There’s a chance that the Salt Lake City mayor’s race next year won’t be a head-to-head matchup between two candidates. Instead there could be five, six, or who-knows-how-many names on the ballot.

That’s because last session, Rep. Marc Roberts, R-Santaquin, one of the most conservative legislators, teamed up with one of the most liberal, Rep. Rebecca Chavez-Houck, D-Salt Lake City, to pass legislation that would let cities test out of new kind of voting — ranked choice.

It’s a method that is already used in a handful of cities — Minneapolis, San Francisco, Oakland, and Santa Fe, N.M., among them — where instead of voters picking from the survivors of partisan primary contests, they are given a full slate of candidates in the general election and rank their favorites.

In a crowded field, the candidate with the least first-place votes gets dropped out, then those voters' second pick gets their votes. The candidate with the fewest votes is again dropped and those votes allocated to the remaining candidates and on and on until there’s one candidate with a majority of the votes.

OK. It’s a little more complicated than a head-to-head election. But proponents say it has its advantages.

It’s cheaper, for one. Because you can have any number of candidates on the final ballot, you don’t have to run a primary election and then a general.

Voter turnout in cities that have used ranked choice has been higher than those that don’t, Chavez-Houck says.

It also changes the dynamics of the election. Now candidates are vying to beat an opponent. But under this system, they would have to fight to not just be a voter’s first choice, but contend to be a voter’s second choice, or third, so they wouldn’t be as likely to go negative and they would have to campaign to a broader pool of voters, not just their base.

There is research that shows that ranked voting makes it more likely that women and individuals from marginalized communities can get elected.

And there’s not the “wasted vote” phenomenon.
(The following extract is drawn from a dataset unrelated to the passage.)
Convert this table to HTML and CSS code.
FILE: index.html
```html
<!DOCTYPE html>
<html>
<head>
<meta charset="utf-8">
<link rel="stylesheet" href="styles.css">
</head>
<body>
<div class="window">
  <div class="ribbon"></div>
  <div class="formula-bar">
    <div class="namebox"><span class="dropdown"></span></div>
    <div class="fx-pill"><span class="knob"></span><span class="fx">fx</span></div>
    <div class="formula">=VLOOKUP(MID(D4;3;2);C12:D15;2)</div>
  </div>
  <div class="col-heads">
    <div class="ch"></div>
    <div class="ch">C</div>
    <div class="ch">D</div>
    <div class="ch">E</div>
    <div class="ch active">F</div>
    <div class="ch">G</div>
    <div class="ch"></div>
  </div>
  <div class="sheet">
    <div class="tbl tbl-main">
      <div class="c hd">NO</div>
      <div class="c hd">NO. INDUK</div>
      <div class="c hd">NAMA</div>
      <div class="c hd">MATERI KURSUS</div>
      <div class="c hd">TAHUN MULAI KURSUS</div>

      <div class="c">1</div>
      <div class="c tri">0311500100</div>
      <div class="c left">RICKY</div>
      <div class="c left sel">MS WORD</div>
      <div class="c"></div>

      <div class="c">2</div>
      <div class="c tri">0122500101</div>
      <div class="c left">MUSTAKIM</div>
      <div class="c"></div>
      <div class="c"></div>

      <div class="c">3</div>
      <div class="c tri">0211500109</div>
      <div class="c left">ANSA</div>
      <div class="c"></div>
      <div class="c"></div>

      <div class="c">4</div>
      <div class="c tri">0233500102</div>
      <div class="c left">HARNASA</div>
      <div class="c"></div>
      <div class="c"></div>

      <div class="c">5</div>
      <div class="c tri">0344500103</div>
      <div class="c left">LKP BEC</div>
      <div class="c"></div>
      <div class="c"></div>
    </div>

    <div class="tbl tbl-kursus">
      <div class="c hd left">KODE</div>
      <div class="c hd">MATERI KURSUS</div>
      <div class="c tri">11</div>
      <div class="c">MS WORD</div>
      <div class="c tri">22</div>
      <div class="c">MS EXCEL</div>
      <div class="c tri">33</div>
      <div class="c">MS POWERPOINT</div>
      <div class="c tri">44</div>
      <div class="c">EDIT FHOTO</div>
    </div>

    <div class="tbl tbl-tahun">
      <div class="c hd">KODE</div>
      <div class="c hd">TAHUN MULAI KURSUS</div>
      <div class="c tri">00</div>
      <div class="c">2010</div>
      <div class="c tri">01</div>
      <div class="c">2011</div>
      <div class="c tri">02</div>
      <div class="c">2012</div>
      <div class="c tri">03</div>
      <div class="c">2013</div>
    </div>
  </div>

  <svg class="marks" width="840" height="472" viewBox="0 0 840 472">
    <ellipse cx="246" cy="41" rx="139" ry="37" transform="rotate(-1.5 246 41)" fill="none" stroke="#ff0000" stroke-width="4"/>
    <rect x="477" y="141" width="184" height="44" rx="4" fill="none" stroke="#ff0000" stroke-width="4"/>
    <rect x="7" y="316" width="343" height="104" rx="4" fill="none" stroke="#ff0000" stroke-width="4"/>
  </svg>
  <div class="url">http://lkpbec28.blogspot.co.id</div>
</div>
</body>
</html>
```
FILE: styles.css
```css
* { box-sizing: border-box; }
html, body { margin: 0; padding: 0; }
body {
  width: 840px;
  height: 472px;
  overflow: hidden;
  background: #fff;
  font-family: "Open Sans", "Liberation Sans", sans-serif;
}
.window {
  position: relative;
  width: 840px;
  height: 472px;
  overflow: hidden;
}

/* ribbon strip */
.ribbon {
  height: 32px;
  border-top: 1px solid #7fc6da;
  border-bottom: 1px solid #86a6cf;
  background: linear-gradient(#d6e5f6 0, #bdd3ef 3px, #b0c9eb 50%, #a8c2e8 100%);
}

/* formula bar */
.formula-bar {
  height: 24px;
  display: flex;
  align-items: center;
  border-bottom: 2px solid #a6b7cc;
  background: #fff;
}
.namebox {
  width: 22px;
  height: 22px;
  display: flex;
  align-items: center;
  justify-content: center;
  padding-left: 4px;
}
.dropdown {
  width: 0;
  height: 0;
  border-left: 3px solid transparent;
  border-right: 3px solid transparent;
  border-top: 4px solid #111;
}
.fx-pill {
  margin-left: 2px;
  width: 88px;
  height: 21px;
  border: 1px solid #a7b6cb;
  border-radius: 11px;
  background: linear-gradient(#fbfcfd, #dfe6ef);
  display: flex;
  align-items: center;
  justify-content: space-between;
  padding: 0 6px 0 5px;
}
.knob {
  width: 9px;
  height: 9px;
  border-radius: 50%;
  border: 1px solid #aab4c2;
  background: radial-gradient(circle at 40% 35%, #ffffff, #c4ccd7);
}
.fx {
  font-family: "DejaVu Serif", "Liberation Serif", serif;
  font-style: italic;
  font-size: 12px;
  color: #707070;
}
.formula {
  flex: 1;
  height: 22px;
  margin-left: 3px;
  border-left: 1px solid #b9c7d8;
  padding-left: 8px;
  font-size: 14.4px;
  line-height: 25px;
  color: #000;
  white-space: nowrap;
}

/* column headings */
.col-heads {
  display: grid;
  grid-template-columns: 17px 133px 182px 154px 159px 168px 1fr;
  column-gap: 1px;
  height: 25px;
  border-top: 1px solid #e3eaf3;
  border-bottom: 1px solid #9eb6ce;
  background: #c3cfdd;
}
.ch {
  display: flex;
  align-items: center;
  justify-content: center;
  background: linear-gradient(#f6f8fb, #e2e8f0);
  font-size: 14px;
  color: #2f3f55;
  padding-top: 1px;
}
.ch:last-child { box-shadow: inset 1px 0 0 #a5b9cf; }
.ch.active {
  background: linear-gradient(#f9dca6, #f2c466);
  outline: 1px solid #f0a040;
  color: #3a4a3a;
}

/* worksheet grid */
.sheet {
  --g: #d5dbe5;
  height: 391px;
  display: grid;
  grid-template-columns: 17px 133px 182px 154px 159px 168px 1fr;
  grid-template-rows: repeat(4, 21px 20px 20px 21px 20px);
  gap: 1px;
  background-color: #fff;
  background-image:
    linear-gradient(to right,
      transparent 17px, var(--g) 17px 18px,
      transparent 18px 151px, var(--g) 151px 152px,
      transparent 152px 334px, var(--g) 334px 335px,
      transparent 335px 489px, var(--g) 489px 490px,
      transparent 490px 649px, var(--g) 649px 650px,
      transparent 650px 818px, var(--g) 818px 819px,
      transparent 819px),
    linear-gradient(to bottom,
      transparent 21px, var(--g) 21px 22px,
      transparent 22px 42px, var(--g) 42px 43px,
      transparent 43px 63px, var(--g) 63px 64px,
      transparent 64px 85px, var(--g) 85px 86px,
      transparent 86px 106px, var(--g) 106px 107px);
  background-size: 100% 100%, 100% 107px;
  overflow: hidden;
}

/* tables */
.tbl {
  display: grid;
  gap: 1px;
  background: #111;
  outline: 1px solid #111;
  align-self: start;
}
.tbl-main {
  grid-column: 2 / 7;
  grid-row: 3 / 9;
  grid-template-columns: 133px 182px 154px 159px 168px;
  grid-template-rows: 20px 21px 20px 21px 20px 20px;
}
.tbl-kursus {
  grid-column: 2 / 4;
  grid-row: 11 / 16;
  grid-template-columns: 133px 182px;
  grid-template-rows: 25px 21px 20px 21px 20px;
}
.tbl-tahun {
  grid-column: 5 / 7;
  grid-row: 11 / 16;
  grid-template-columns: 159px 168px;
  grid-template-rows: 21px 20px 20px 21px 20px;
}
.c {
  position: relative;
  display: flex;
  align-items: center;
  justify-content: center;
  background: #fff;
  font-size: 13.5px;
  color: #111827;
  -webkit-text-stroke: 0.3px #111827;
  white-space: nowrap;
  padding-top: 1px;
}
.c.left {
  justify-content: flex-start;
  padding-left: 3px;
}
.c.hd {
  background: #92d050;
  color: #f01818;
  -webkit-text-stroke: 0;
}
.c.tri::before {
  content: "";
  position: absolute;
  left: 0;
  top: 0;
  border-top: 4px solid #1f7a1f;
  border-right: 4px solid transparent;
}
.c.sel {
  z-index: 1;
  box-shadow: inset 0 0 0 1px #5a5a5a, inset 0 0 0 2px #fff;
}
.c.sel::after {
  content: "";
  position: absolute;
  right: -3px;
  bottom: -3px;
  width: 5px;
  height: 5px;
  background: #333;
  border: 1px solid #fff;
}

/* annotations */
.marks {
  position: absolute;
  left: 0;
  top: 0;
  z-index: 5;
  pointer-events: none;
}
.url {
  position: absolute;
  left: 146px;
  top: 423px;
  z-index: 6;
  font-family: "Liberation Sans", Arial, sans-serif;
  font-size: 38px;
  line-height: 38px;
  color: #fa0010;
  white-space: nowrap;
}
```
You can vote Gehrke — or whomever — and not have to worry that, just because your favorite candidate won’t win, your vote would be meaningless. Your second pick would still count in the later tallies.

Chavez-Houck said she started thinking about ranked choice voting as an alternative after the 2016 presidential election, when she constantly heard people say they were voting for the “lesser of two evils” or simply stayed home because they didn’t like the two viable candidates.
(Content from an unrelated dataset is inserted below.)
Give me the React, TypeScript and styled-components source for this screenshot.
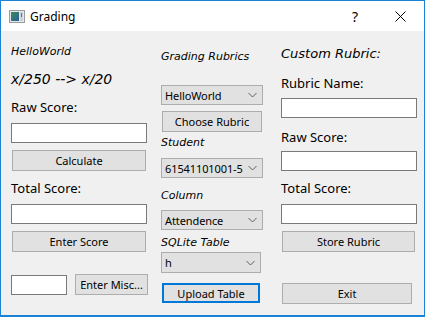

Chavez-Houck sponsored ranked choice voting in 2017, but it wasn’t until earlier this year, when Roberts proposed giving cities the option of trying it out in the 2019 municipal elections, that it took hold.
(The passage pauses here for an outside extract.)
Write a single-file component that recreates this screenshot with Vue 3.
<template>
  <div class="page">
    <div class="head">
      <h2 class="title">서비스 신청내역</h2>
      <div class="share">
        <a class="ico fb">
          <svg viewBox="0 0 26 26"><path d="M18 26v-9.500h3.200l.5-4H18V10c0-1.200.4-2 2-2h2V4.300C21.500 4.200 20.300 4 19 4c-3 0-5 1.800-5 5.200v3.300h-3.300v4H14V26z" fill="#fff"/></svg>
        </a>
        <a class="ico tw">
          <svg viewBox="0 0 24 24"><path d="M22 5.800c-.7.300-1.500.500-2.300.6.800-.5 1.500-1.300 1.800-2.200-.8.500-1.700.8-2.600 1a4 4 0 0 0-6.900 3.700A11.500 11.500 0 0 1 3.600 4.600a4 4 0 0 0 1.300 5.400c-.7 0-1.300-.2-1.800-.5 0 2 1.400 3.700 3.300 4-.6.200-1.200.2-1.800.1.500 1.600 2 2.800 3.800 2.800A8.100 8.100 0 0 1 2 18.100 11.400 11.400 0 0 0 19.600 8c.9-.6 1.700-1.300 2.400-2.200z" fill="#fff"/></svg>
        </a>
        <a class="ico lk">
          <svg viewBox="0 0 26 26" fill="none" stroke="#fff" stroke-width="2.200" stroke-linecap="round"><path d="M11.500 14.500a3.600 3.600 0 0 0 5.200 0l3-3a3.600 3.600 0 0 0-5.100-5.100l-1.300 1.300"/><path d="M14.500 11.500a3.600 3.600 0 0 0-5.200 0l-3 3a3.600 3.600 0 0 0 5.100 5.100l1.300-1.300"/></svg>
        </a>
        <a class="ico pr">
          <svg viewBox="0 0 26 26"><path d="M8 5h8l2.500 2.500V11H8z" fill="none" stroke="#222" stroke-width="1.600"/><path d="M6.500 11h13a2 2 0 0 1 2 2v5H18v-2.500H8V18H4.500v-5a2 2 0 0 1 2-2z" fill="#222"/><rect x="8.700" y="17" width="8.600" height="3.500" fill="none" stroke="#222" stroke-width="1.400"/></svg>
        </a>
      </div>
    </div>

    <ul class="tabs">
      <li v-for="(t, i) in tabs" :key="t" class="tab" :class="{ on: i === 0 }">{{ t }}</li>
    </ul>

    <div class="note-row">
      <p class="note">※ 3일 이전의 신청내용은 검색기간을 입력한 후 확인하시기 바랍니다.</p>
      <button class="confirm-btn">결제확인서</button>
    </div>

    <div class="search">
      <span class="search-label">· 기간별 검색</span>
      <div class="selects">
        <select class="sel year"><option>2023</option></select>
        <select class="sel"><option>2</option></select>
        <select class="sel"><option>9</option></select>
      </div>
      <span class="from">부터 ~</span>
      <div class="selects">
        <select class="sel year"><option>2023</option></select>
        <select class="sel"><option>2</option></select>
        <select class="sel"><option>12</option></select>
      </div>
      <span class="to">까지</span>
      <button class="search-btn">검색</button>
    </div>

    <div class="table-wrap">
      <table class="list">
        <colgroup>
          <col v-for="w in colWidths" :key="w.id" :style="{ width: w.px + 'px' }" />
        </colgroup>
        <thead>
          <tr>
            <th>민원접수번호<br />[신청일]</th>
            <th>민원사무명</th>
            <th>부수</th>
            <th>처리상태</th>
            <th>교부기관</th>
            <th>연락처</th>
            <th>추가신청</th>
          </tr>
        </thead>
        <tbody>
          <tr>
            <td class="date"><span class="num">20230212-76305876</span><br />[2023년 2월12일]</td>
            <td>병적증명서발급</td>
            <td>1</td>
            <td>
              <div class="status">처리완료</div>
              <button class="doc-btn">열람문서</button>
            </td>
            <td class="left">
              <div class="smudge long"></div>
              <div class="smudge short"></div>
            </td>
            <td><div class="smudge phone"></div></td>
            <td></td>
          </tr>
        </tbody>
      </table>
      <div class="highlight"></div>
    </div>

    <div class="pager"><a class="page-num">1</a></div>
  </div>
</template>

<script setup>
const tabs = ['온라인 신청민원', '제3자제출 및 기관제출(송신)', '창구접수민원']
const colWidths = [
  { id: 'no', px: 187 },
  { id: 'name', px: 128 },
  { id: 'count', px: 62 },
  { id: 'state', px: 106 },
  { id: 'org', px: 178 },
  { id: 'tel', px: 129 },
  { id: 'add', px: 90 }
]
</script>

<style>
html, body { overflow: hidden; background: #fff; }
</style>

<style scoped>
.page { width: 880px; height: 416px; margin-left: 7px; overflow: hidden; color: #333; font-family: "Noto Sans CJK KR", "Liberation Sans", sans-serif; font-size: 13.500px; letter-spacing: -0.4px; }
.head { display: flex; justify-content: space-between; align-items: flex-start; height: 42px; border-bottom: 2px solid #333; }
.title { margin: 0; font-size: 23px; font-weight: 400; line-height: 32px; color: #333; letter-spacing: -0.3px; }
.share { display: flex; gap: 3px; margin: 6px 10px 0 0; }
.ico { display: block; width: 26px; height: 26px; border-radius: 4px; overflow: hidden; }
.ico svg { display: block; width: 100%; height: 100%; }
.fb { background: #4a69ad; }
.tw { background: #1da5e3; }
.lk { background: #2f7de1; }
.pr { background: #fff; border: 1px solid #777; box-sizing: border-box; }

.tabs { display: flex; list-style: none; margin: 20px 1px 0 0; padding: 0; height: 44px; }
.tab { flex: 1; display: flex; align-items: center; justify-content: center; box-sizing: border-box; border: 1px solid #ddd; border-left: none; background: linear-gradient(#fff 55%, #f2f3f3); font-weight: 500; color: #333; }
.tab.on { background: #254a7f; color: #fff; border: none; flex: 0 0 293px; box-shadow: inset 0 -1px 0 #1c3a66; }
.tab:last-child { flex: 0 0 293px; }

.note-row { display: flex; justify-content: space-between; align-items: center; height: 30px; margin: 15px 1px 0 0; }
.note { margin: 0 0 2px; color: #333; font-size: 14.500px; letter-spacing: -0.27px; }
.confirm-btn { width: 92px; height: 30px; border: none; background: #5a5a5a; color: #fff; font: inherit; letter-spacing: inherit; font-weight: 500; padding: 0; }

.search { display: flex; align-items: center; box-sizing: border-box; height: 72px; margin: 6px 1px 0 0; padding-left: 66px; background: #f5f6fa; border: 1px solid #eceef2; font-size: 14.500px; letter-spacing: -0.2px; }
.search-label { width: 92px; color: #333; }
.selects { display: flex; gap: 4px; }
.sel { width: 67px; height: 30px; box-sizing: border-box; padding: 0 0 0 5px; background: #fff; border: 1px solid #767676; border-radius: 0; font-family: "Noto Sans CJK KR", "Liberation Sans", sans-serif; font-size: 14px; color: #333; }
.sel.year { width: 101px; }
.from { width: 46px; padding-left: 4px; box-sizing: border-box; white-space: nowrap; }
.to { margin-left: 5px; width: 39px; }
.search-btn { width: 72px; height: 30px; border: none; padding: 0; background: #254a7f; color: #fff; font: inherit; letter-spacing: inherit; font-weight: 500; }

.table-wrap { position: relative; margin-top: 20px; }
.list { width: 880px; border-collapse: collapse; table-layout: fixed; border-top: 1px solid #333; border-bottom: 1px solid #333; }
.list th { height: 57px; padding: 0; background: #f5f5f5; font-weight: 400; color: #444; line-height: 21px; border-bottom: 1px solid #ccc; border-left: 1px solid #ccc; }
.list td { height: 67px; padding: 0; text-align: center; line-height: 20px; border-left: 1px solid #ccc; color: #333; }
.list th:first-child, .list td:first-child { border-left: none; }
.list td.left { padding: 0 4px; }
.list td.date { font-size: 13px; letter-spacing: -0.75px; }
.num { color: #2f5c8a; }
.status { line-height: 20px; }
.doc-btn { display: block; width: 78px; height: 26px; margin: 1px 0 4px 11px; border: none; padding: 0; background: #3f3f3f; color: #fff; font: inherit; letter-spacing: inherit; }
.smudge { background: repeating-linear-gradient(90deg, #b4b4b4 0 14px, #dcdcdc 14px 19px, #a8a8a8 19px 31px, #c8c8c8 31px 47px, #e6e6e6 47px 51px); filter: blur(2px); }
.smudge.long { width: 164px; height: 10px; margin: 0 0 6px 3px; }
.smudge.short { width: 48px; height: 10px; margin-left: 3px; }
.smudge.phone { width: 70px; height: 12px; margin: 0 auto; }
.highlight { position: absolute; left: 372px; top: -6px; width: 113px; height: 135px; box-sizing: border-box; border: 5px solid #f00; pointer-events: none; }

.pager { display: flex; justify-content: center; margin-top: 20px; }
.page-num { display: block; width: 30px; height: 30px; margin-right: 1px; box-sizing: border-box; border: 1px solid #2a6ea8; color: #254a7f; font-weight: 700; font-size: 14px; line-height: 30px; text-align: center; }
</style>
Because municipal elections are non-partisan, parties don’t feel slighted by getting rid of the primaries.

Meantime, a national group, FairVote.org, has hired two Utah lobbyists, Stan Lockhart and former state Rep. Kory Holdaway, to get the idea in front of as many cities as they can. Last week, they held a workshop for officials at the annual Utah League of Cities and Towns conference.

The league’s executive director Cameron Diehl said the reactions were mixed.

“I heard from a few cities that were very interested. I heard from a few that weren’t really interested,” he says. “It’s still too soon to tell if anyone is going to pick it up.”

Holdaway says that cities that want to try it would have to buy new software for their voting machines — 21 of Utah’s 29 counties have voting machines that are compatible with the software. But the cost of the software is more than offset by getting rid of the primary elections.

If they are interested, they need to decide soon. The county clerks, who conduct local elections, have until Jan. 1, 2019, to notify the lieutenant governor’s elections office if they want to try ranked choice. And under Roberts’ bill, the option is only available for a 2019 test run.

“It’s really now or never if a city wants to give it a shot,” Diehl said.

So far, Holdaway said, the Utah County clerk has been the most receptive, although it’s still up to the city councils to take the plunge.

Chavez-Houck said she has pitched Salt Lake City Mayor Jackie Biskupski on the idea. The mayor was traveling Friday and couldn’t be reached for comment.

I’m not totally convinced that ranked choice voting is the answer to Utah’s low voter participation and general electoral malaise. But I’m not sure it could hurt. And the best way to find out is for some city to step up and give it a shot.

Who knows. Maybe I’ll finally win an election.